Politic?

This is a blog dedicated to a personal interpretation of political news of the day. I attempt to be as knowledgeable as possible before commenting and committing my thoughts to a day's communication.

Thursday, November 20, 2014

Canada/U.S. Trade Relations

"Understand what this project is: It is providing the ability of Canada to pump their oil, send it through our land down to the Gulf where it will be sold everywhere else. It doesn't have an impact on U.S. gas prices." 2014
"Allowing the Keystone pipeline to be built requires a finding that doing so would be in our nation's interest And our national interest will be served only if this project does not significantly exacerbate the problem of carbon pollution. The net effects of the pipeline's impact on our climate will be absolutely critical to determining whether this project is allowed to go forward." [2013]
"Republicans have said that this would be a big jobs generator. There is no evidence that that's true. The most realistic estimates are this might create maybe 2,000 jobs during the construction of the pipeline, which might take a year or two, and then after that we're talking about somewhere between 50 and 100 jobs in an economy of 150 million working people. A blip relative to the need." [2013]
"I have to constantly push back against this idea that somehow the Keystone pipeline is either this massive jobs bill for the United States or is something lowering gas prices."
President Barack Obama
Seems the American public no longer hangs on the words of their president. He has stated some assurances so confidently in the past only to have them flap against his face when they've been proven wrong, wrong, wrong. American unions in the industry are all for giving approval to the pipeline. The majority of American citizens are clearly in favour of the pipeline proceeding.

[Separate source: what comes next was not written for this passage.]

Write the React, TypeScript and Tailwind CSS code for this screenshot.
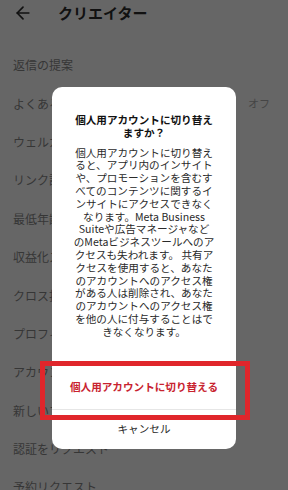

He isn't listening to them.

The U.S. House of Representatives voted for the ninth time to approve the Keystone XL pipeline last Friday, and the vote to approve was lost by one vote. Another bill will surface in favour of approval at the turn of the year in 2015 when the new Republican House members will be sworn in, after the recent election that saw the Republican candidates sweep the polls, making no secret that this issue is of top importance to them and to their economy.

This is President Obama's courting of the environmental groups that have given him huge support and continue to invest their interests in his ongoing reciprocation in his quest to cement his legacy as he prepares to leave office. It seems so strange that a Democratic President and a Democratic cohort is averse to approving a project that will, regardless of statements to the contrary, materially benefit the U.S. Whereas a Republican Congress and Senate would react differently.

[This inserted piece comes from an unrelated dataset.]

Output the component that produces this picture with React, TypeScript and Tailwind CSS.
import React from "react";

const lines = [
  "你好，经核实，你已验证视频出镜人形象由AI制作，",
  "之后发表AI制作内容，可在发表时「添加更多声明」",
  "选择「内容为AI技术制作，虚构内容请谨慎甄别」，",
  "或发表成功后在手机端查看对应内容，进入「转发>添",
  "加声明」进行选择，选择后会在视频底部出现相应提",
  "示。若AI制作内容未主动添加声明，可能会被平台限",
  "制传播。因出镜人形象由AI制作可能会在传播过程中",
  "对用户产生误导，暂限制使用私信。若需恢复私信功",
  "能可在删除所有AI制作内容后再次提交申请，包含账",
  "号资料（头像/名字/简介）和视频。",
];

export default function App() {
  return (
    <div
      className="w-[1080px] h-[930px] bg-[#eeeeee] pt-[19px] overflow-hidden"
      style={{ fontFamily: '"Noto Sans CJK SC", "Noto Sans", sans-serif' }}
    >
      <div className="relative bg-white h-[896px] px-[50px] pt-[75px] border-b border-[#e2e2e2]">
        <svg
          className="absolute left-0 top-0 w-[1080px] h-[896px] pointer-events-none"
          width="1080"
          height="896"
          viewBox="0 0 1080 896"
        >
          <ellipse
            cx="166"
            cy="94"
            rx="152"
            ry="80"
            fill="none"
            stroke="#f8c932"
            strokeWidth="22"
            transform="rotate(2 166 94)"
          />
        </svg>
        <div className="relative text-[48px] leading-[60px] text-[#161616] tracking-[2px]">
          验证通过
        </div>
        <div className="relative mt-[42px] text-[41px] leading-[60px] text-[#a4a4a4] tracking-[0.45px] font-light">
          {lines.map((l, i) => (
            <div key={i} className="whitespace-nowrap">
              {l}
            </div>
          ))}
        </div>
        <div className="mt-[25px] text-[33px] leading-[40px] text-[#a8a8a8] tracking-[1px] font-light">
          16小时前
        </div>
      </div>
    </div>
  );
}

Canada's politics and values, sometimes appearing close to those of the U.S., are more in tune with Democratic rather than Republican values, so there's a strange disconnect there; Democrats tend to be more protectionist, contrary to conventional wisdom and when it comes to trade matters between each others' largest trading partners and continental neighbours, it seems the Republicans are more friendly to Canada's needs and aspirations.

"What's in it for us? The dirtiest oil in the world, so Canadians can make more money?" Massachusetts Democratic Senator Ed Markey claims KXL would profit Canada sending oil through the U.S. to the Gulf Coast to be shipped to Europe, Latin America and China since "they will pay more for this oil than the United States." But it's been really swell for the U.S. to pay an artificially low price for Canadian Oil per barrel up to now, since they've had Canada over a barrel.

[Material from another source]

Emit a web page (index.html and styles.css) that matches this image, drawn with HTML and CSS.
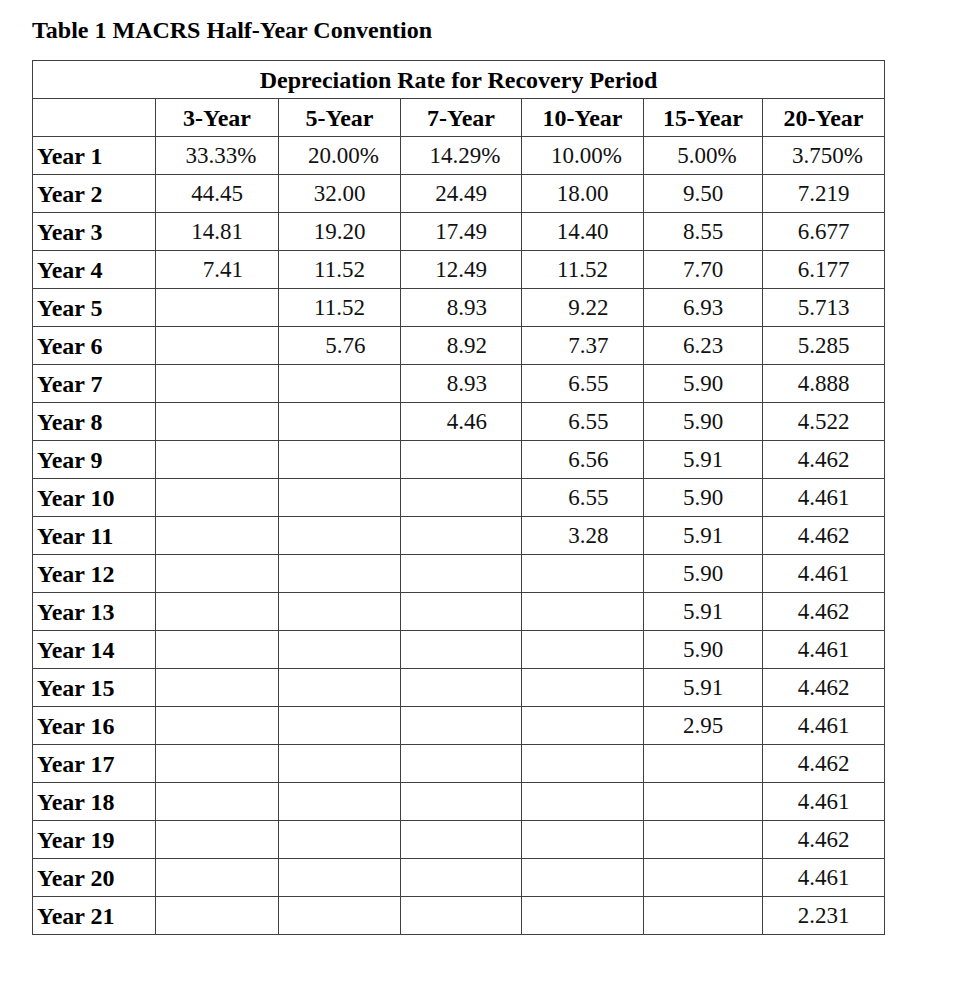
FILE: index.html
```html
<!DOCTYPE html>
<html>
<head>
<meta charset="utf-8">
<link rel="stylesheet" href="styles.css">
</head>
<body>
<div class="title">Table 1 MACRS Half-Year Convention</div>
<table class="macrs">
<colgroup>
<col class="c0"><col class="c1"><col class="c2"><col class="c3"><col class="c4"><col class="c5"><col class="c6">
</colgroup>
<tr><th colspan="7">Depreciation Rate for Recovery Period</th></tr>
<tr><th></th><th>3-Year</th><th>5-Year</th><th>7-Year</th><th>10-Year</th><th>15-Year</th><th>20-Year</th></tr>
<tr class="pct"><th class="yr">Year 1</th><td>33.33%</td><td>20.00%</td><td>14.29%</td><td>10.00%</td><td>5.00%</td><td>3.750%</td></tr>
<tr><th class="yr">Year 2</th><td>44.45</td><td>32.00</td><td>24.49</td><td>18.00</td><td>9.50</td><td>7.219</td></tr>
<tr><th class="yr">Year 3</th><td>14.81</td><td>19.20</td><td>17.49</td><td>14.40</td><td>8.55</td><td>6.677</td></tr>
<tr><th class="yr">Year 4</th><td class="s">7.41</td><td>11.52</td><td>12.49</td><td>11.52</td><td>7.70</td><td>6.177</td></tr>
<tr><th class="yr">Year 5</th><td></td><td>11.52</td><td class="s">8.93</td><td class="s">9.22</td><td>6.93</td><td>5.713</td></tr>
<tr><th class="yr">Year 6</th><td></td><td class="s">5.76</td><td class="s">8.92</td><td class="s">7.37</td><td>6.23</td><td>5.285</td></tr>
<tr><th class="yr">Year 7</th><td></td><td></td><td class="s">8.93</td><td class="s">6.55</td><td>5.90</td><td>4.888</td></tr>
<tr><th class="yr">Year 8</th><td></td><td></td><td class="s">4.46</td><td class="s">6.55</td><td>5.90</td><td>4.522</td></tr>
<tr><th class="yr">Year 9</th><td></td><td></td><td></td><td class="s">6.56</td><td>5.91</td><td>4.462</td></tr>
<tr><th class="yr">Year 10</th><td></td><td></td><td></td><td class="s">6.55</td><td>5.90</td><td>4.461</td></tr>
<tr><th class="yr">Year 11</th><td></td><td></td><td></td><td class="s">3.28</td><td>5.91</td><td>4.462</td></tr>
<tr><th class="yr">Year 12</th><td></td><td></td><td></td><td></td><td>5.90</td><td>4.461</td></tr>
<tr><th class="yr">Year 13</th><td></td><td></td><td></td><td></td><td>5.91</td><td>4.462</td></tr>
<tr><th class="yr">Year 14</th><td></td><td></td><td></td><td></td><td>5.90</td><td>4.461</td></tr>
<tr><th class="yr">Year 15</th><td></td><td></td><td></td><td></td><td>5.91</td><td>4.462</td></tr>
<tr><th class="yr">Year 16</th><td></td><td></td><td></td><td></td><td>2.95</td><td>4.461</td></tr>
<tr><th class="yr">Year 17</th><td></td><td></td><td></td><td></td><td></td><td>4.462</td></tr>
<tr><th class="yr">Year 18</th><td></td><td></td><td></td><td></td><td></td><td>4.461</td></tr>
<tr><th class="yr">Year 19</th><td></td><td></td><td></td><td></td><td></td><td>4.462</td></tr>
<tr><th class="yr">Year 20</th><td></td><td></td><td></td><td></td><td></td><td>4.461</td></tr>
<tr><th class="yr">Year 21</th><td></td><td></td><td></td><td></td><td></td><td>2.231</td></tr>
</table>
</body>
</html>
```
FILE: styles.css
```css
html, body {
  margin: 0;
  padding: 0;
  background: #fff;
}
body {
  padding: 15px 0 0 32px;
  font-family: "Liberation Serif", "Times New Roman", serif;
  color: #000;
}
.title {
  font-weight: bold;
  font-size: 24px;
  line-height: 30px;
  margin-bottom: 15px;
}
.macrs {
  border-collapse: collapse;
  table-layout: fixed;
  width: 852px;
  font-size: 23px;
}
.c0 { width: 123px; }
.c1 { width: 123px; }
.c2 { width: 122px; }
.c3 { width: 121px; }
.c4 { width: 122px; }
.c5 { width: 119px; }
.c6 { width: 122px; }
.macrs th, .macrs td {
  border: 1px solid #404040;
  height: 37px;
  padding: 0;
  vertical-align: middle;
  text-align: center;
  line-height: 26px;
}
.macrs th {
  font-weight: bold;
  font-size: 24px;
}
.macrs td {
  font-weight: normal;
  color: #111;
}
.macrs th.yr {
  text-align: left;
  padding-left: 4px;
}
.macrs .pct td {
  padding-left: 8px;
}
.macrs td.s {
  padding-left: 11.5px;
}
```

Canadian oil will be shipped out, primarily to its U.S. market, but by rail until a pipeline is built.

Rail conveyance of crude and other oil products is not as safe as pipeline delivery. And the claims of carbon pollution coming out of the oilsands in Alberta have been reduced in impact by the U.S.'s own investigative conclusions. Canada's portion of air pollution comes nowhere near that of the United States, the world's greatest environmental polluter; the impact of carbon emissions from the oilsands is comparable to 300,000 vehicles on the road in the U.S.

"Misery follows the tar sands. We have seen a tremendous rise in domestic production. It is not tar sands oil. It is not filthy oil. Conventional crude oil is different than the tar sands. The tar sands have eleven times more sulphur and nickel, six times more nitrogen, and five times more lead. Before we invite a 45% increase in this filthy, dirty oil, let's take a look at what this tar sands is", fulminated Barbara Boxer, Democratic Senator for California.

More or less overlooking the fact that crude oil derived from Venezuela is just about exactly the same in its 'yuck' content. And forgetting that the widely-used coal burned in the United States is overwhelmingly far more injurious to the environment from its sulphur dioxide emissions than the oil product that Democrats are so contemptuously dismissive of, because it's Canadian 'tarsands' oil.
Because, in point of fact, it's Canadian.